Some of the trainers, however, didn’t seem satisfied with my wallflower routine. Increasingly, I was called out during the workouts and just in general being forced out of my introvert comfort zone.
Then, this strange thing started happening; I start talking to other people. It was like my social muscle had grown, or perhaps it was the confidence muscle. I now smile at people and say hi and chit chat with trainers, when forced to, at least.
The next step was a little more conscious on my part. The gym has “challenges” when lots of new people start for a set period of time. Maybe they join full time after the challenge, but it’s not required to participate in the challenge. A new one was starting. It was Monday. Lots of new faces, and this introvert thinks to herself, you know it was so difficult when I started this place. I was scared, intimidated, and weak. I wondered if I could make it a little easier from some of these people if I told them that.
So, I did. I said hi to some of the new faces every day. I started asking how they were, nodding knowingly when they predictably spoke of sore muscles. I revealed that I was in a new pant size, which made all the struggles worth it. I assured them that we all had a first day and couldn’t do exercises and were sore for a week or two.
A few months go by, and a woman responds to me on Facebook and says she met me her first day. She said my warm smile and greeting helped put her at ease. Wow, I teared up. Just recently, I went to an evening class (I’m normally a mid-morning worker outer). A woman I didn’t recognize asked, You’re Becca, right? Yeah. “You’ve been my inspiration” she declares. I’m not exaggerating, folks, she said inspiration. What??? Now, I’m hugging this woman whose face, I sadly, still can’t place. She was another first day person. I had told her about my shorts falling off my hips, that had inspired her to keep going after the challenge.

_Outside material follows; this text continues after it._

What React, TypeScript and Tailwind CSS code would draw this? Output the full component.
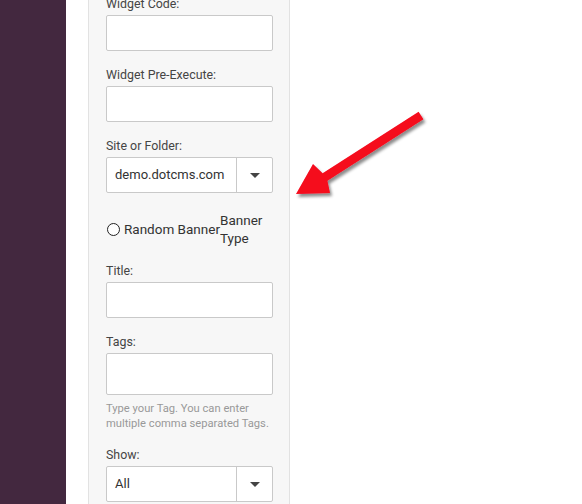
import React from 'react';

const font = { fontFamily: 'Roboto, "Liberation Sans", sans-serif' };

function Label({ children }: { children: React.ReactNode }) {
  return <div className="text-[12.4px] leading-4 text-[#454545] mb-[3px]">{children}</div>;
}

function TextBox({ tall }: { tall?: boolean }) {
  return (
    <div
      className={`w-full ${tall ? 'h-[42px]' : 'h-9'} bg-white border border-[#c9c9c9] rounded-[2px]`}
    />
  );
}

function SelectBox({ value }: { value: string }) {
  return (
    <div className="w-full h-9 bg-white border border-[#c9c9c9] rounded-[2px] flex items-stretch">
      <div className="flex-1 flex items-center pl-[8px] text-[13px] text-[#333]">{value}</div>
      <div className="w-9 border-l border-[#c9c9c9] flex items-center justify-center">
        <span className="w-0 h-0 border-l-[5px] border-r-[5px] border-t-[5px] border-l-transparent border-r-transparent border-t-[#444]" />
      </div>
    </div>
  );
}

export default function App() {
  return (
    <div className="relative w-[582px] h-[504px] overflow-hidden bg-white flex" style={font}>
      <aside className="w-[66px] shrink-0 bg-[#43283f]" />
      <div className="w-[22px] shrink-0 bg-white" />
      <section className="w-[202px] shrink-0 bg-[#f7f7f7] border-l border-r border-[#e2e2e2] pl-[17px] pr-[16px] -mt-[4px]">
        <Label>Widget Code:</Label>
        <TextBox />

        <div className="mt-4">
          <Label>Widget Pre-Execute:</Label>
          <TextBox />
        </div>

        <div className="mt-4">
          <Label>Site or Folder:</Label>
          <SelectBox value="demo.dotcms.com" />
        </div>

        <div className="mt-[18px] flex items-start text-[13.5px] text-[#333]">
          <div className="flex items-center mt-[8px]">
            <span className="w-[13px] h-[13px] rounded-full border border-[#222] bg-white ml-[1px] mr-[4px]" />
            <span>Random Banner</span>
          </div>
          <div className="leading-[18px]">
            Banner
            <br />
            Type
          </div>
        </div>

        <div className="mt-4">
          <Label>Title:</Label>
          <TextBox />
        </div>

        <div className="mt-4">
          <Label>Tags:</Label>
          <TextBox tall />
          <p className="mt-[6px] text-[11.2px] leading-[15px] text-[#999]">
            Type your Tag. You can enter multiple comma separated Tags.
          </p>
        </div>

        <div className="mt-4">
          <Label>Show:</Label>
          <SelectBox value="All" />
        </div>
      </section>

      <svg
        className="absolute left-[280px] top-[100px]"
        width="160"
        height="110"
        viewBox="280 100 160 110"
      >
        <defs>
          <filter id="sh" x="-20%" y="-20%" width="140%" height="140%">
            <feDropShadow dx="2" dy="3" stdDeviation="1.5" floodColor="#000" floodOpacity="0.45" />
          </filter>
        </defs>
        <polygon
          points="418.6,111.7 423.4,119.3 327.4,180.8 330,193 296,194 313,164 322.6,173.2"
          fill="#f5081c"
          filter="url(#sh)"
        />
      </svg>
    </div>
  );
}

Now, it’s become a habit. Oh, I have my days when my head is deep in the fog of whatever life is weighing me down with at the moment. Days when I’m doing good to be there and tend to my own self-care. Yet, I now enjoy exchanging some uplifting words with the regulars, opening up about successes and struggles on Facebook, and meeting the newbies.
I was thrilled when the day before my one-year anniversary at the gym, one of the trainers asked me to help a couple who was just starting that day. My heart beamed at the opportunity to make this hard first step a little easier for them. I was thankful to be their first day person who says, “I care” whether in words or actions.
It’s a domino effect. I took the special interest the trainers took in me and started passing it along to others, whether new or just awkward introverts like myself. It feels so good. It’s another addicting part of this fitness journey.
There are some people for whom greeting a stranger comes much easier than it does to me. That’s ok. Some have a gift for making people feel special. My son is like this, it’s apparently not an inherited trait. Not all of us have that gift, and that’s ok. I’m never going to be that person, and that’s ok. Nonetheless, I encourage my fellow introverts not to miss out on the rewards of passing along a smile and a bit of encouragement to someone in your life that might need it. I know, you’re an introvert, and might have to have a nap afterward, because it wears you out. Try it a few times. It’s worth it, and what’s wrong with a good nap, anyhow?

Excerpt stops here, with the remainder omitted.